* Records for the exercise
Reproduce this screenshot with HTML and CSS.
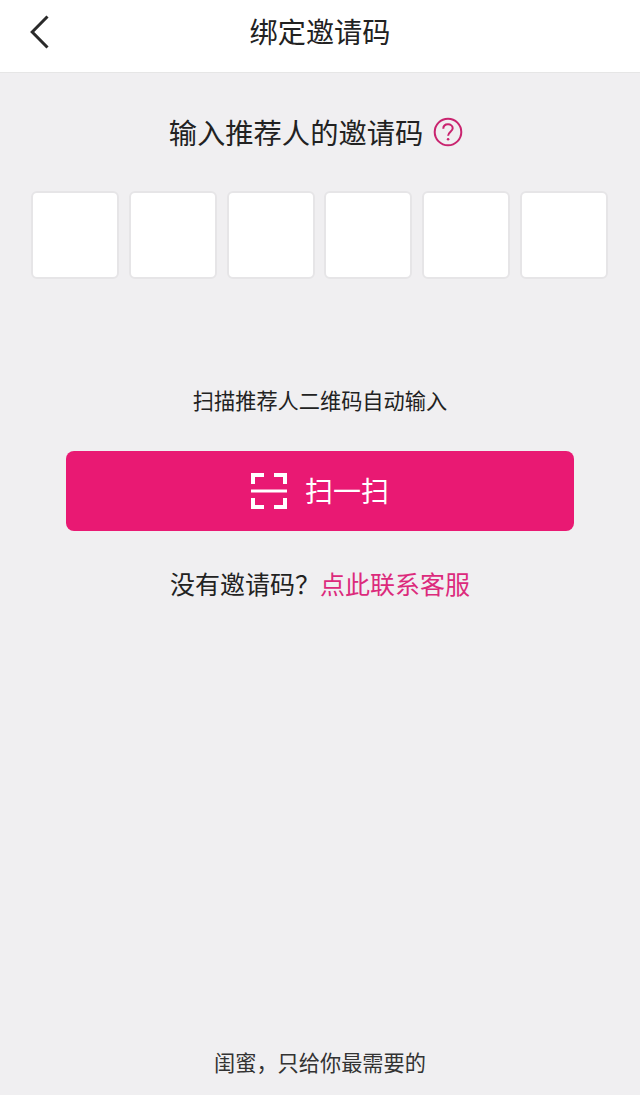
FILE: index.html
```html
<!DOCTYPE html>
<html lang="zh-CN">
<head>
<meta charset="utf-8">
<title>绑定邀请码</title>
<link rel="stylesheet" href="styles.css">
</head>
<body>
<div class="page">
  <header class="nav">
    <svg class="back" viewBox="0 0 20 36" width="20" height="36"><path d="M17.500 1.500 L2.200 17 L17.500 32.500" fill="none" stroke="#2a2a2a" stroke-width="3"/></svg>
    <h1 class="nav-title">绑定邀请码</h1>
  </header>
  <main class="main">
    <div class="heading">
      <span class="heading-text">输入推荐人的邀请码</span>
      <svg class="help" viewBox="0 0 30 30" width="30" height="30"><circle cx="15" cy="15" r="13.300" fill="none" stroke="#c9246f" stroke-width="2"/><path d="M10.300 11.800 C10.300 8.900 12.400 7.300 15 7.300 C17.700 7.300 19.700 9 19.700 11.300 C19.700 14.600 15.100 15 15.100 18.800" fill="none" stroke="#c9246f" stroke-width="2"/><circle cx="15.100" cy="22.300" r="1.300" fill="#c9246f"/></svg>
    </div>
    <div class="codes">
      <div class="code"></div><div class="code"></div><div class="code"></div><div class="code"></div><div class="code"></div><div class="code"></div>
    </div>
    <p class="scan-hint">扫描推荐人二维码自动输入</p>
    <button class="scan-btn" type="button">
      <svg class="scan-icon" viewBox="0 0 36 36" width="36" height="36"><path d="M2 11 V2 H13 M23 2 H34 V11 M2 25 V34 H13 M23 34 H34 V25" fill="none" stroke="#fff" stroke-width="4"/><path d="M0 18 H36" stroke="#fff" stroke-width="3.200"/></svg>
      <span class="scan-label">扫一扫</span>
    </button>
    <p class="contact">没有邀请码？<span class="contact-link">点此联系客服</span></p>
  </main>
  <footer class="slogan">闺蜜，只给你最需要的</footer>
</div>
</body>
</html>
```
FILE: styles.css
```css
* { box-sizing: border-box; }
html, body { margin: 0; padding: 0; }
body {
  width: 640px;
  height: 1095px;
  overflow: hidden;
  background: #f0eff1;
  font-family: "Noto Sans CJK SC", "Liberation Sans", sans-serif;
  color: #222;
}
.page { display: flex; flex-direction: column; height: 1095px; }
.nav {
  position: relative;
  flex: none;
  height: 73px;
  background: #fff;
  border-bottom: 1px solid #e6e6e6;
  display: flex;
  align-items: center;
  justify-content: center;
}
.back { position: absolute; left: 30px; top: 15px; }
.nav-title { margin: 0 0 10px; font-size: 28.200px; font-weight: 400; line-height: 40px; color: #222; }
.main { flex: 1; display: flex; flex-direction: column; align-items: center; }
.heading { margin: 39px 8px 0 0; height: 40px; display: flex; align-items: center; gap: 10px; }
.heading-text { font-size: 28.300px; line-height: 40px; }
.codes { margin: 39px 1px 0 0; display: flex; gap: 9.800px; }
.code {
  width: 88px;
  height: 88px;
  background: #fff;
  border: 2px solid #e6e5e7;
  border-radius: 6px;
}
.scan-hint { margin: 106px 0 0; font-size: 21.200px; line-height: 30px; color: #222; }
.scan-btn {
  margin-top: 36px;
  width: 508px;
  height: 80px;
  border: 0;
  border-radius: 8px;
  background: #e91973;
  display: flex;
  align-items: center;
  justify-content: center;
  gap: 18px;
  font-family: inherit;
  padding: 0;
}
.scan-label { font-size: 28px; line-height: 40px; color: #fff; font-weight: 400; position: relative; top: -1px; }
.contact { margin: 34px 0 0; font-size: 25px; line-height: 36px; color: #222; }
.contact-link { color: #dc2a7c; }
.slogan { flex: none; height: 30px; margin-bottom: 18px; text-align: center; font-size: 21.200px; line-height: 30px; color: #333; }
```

...

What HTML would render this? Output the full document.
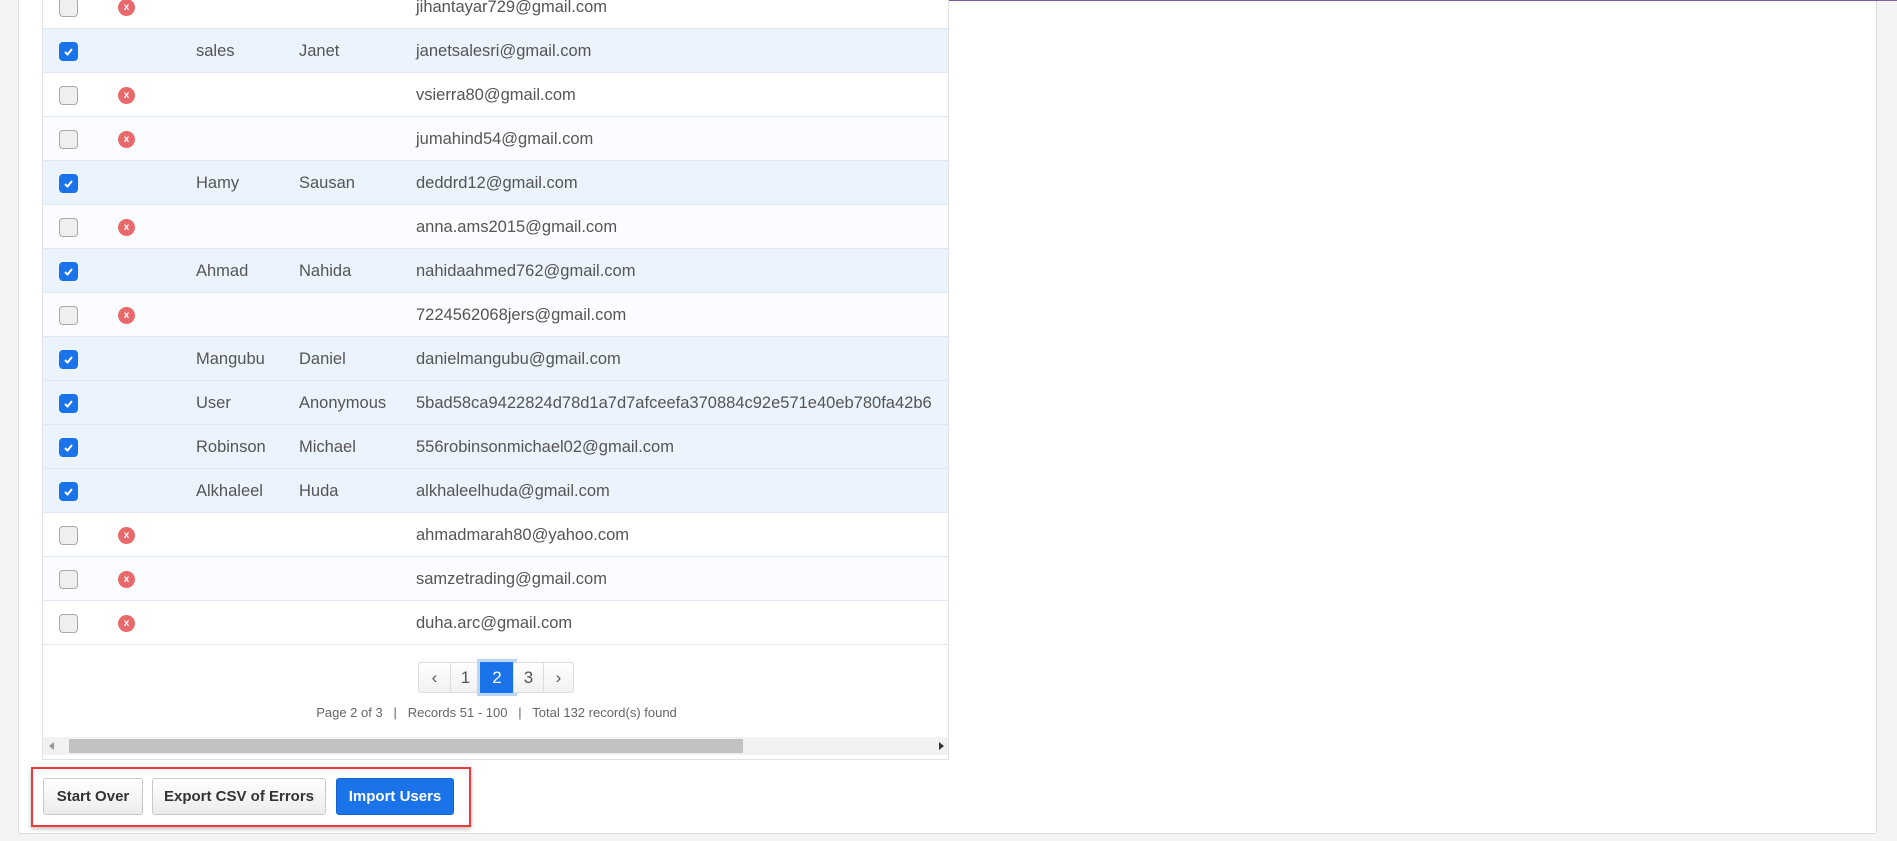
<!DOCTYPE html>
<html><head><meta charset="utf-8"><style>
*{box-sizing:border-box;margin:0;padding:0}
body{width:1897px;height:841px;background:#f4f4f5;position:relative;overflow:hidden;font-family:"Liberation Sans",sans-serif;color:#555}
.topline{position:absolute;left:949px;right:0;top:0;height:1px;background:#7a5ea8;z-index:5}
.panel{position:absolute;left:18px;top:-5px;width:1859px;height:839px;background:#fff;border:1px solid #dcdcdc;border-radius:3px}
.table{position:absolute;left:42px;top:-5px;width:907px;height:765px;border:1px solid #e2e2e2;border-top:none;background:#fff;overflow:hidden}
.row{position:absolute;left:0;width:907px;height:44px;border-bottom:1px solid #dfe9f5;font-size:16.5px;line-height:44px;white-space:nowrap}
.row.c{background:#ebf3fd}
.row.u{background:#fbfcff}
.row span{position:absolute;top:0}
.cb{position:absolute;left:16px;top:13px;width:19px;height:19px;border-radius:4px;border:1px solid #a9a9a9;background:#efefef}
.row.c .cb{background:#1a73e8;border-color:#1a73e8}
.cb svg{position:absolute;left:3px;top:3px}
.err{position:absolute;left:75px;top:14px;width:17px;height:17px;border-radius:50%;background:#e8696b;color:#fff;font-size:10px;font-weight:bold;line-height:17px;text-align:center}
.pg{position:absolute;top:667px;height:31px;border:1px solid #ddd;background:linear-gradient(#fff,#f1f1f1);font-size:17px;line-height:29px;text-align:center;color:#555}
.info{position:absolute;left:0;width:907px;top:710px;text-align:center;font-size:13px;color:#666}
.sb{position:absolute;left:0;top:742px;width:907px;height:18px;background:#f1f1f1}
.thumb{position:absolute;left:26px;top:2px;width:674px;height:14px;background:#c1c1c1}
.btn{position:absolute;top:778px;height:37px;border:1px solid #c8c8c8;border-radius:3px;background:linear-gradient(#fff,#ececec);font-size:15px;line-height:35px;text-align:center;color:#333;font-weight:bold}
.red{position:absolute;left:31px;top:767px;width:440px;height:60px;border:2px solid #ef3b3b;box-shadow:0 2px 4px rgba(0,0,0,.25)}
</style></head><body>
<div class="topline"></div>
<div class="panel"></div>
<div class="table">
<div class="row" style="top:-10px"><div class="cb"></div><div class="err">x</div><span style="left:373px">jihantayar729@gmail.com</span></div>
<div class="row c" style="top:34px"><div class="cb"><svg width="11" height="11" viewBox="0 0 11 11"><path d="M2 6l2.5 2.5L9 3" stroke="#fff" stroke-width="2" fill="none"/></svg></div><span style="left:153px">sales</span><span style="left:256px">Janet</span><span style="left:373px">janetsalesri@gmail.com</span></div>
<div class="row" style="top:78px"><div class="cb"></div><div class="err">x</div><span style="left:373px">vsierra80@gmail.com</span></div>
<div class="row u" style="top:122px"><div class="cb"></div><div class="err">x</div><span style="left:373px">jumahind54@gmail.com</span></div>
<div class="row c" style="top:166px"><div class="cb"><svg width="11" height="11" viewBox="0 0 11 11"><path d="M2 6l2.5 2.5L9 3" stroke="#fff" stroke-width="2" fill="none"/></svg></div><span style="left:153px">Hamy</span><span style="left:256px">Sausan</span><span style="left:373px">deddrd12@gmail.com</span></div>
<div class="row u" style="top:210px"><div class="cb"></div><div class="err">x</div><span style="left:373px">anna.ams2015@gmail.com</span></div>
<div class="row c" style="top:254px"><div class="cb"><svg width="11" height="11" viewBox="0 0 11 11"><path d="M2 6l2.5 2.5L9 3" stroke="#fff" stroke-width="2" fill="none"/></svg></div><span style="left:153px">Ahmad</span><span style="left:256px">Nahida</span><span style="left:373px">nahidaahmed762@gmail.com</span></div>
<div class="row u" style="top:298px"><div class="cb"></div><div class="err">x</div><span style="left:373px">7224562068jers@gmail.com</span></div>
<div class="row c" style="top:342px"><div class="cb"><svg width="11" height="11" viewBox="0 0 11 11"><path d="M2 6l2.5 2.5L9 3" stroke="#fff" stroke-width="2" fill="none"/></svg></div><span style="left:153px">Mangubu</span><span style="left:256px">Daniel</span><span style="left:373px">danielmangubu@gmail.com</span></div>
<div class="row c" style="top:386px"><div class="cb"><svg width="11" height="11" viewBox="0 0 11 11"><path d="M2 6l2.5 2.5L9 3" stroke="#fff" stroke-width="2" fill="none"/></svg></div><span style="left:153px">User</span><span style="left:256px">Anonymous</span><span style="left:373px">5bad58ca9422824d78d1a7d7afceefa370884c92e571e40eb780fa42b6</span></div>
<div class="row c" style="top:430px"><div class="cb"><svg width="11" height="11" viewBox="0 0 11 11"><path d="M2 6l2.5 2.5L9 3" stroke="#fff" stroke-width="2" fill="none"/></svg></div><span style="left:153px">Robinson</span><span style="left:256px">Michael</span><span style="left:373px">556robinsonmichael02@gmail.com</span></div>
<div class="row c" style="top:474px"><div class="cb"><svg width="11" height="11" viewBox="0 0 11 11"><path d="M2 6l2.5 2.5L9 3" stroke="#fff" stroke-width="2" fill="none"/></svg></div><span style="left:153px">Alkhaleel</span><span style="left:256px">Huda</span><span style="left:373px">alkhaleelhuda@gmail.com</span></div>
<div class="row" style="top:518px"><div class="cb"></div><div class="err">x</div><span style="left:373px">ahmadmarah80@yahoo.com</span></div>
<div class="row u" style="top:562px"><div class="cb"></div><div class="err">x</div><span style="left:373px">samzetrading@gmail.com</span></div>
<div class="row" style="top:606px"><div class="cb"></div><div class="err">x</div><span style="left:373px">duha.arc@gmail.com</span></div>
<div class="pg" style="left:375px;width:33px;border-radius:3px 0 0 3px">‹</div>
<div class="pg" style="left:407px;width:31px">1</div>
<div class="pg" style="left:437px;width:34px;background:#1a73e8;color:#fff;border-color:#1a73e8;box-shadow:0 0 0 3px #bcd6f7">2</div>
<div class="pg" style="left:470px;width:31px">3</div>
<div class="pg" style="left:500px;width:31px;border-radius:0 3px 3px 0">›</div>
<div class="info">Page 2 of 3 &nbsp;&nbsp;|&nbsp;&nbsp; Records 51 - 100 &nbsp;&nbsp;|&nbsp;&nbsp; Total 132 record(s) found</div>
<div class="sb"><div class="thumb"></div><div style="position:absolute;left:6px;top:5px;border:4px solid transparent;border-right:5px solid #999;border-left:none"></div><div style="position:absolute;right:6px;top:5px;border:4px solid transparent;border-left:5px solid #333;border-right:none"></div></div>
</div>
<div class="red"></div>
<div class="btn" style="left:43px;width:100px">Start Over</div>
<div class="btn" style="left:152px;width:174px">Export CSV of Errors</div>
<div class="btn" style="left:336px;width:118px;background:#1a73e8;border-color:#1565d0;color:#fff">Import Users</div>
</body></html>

---

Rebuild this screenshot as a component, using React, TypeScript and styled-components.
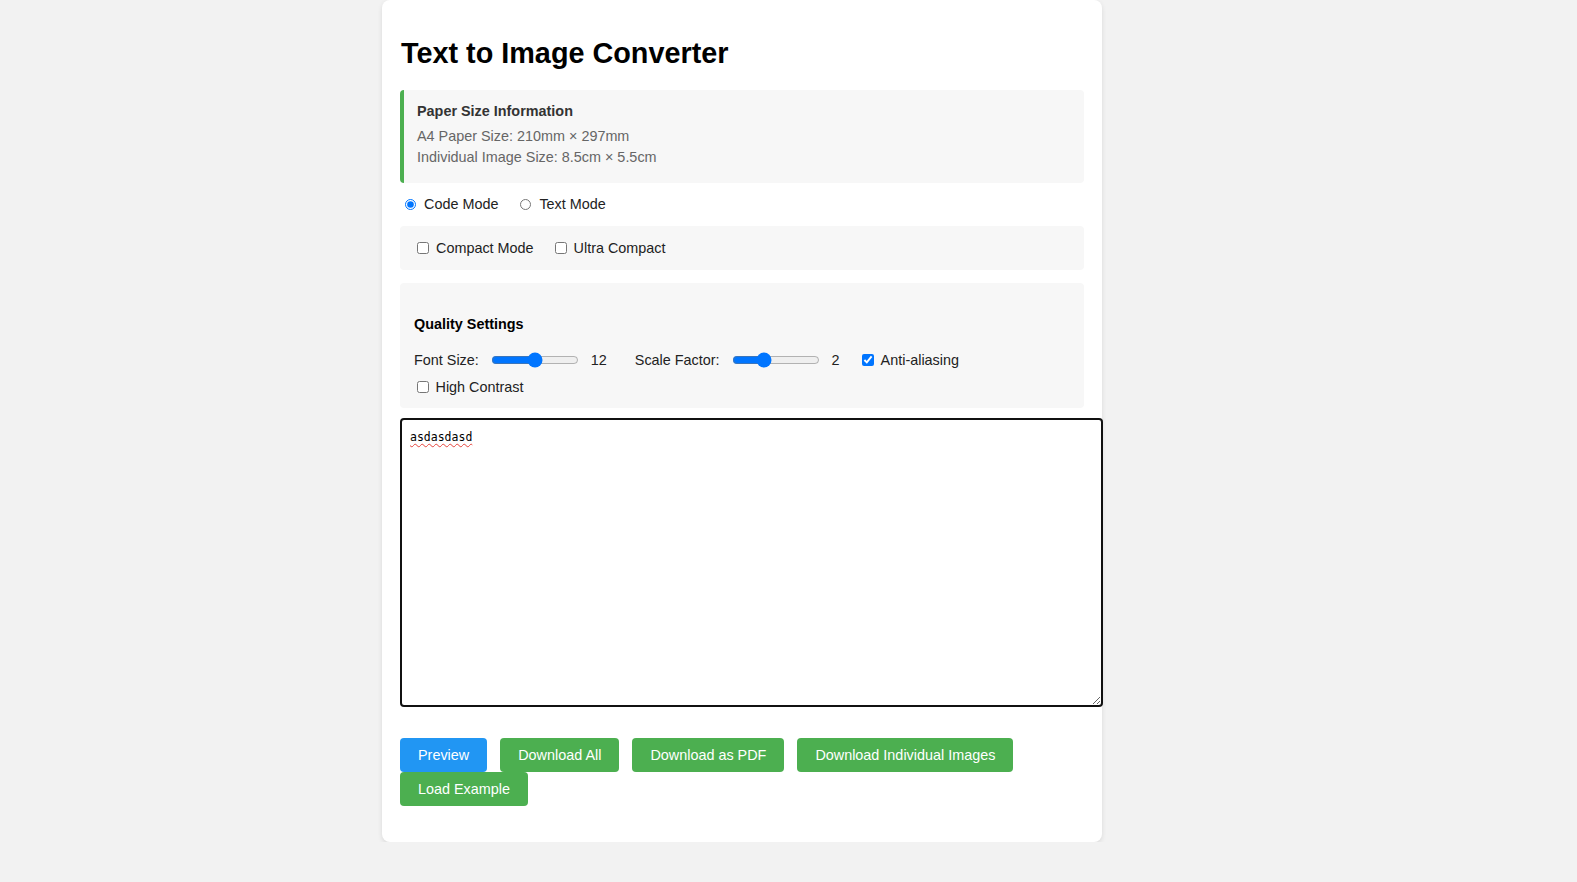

* Written problem
Scan the data above and copy every line with "screenshot" in it.

* Exercise result
Reproduce this screenshot with HTML and CSS.
Rebuild this screenshot as a component, using React, TypeScript and styled-components.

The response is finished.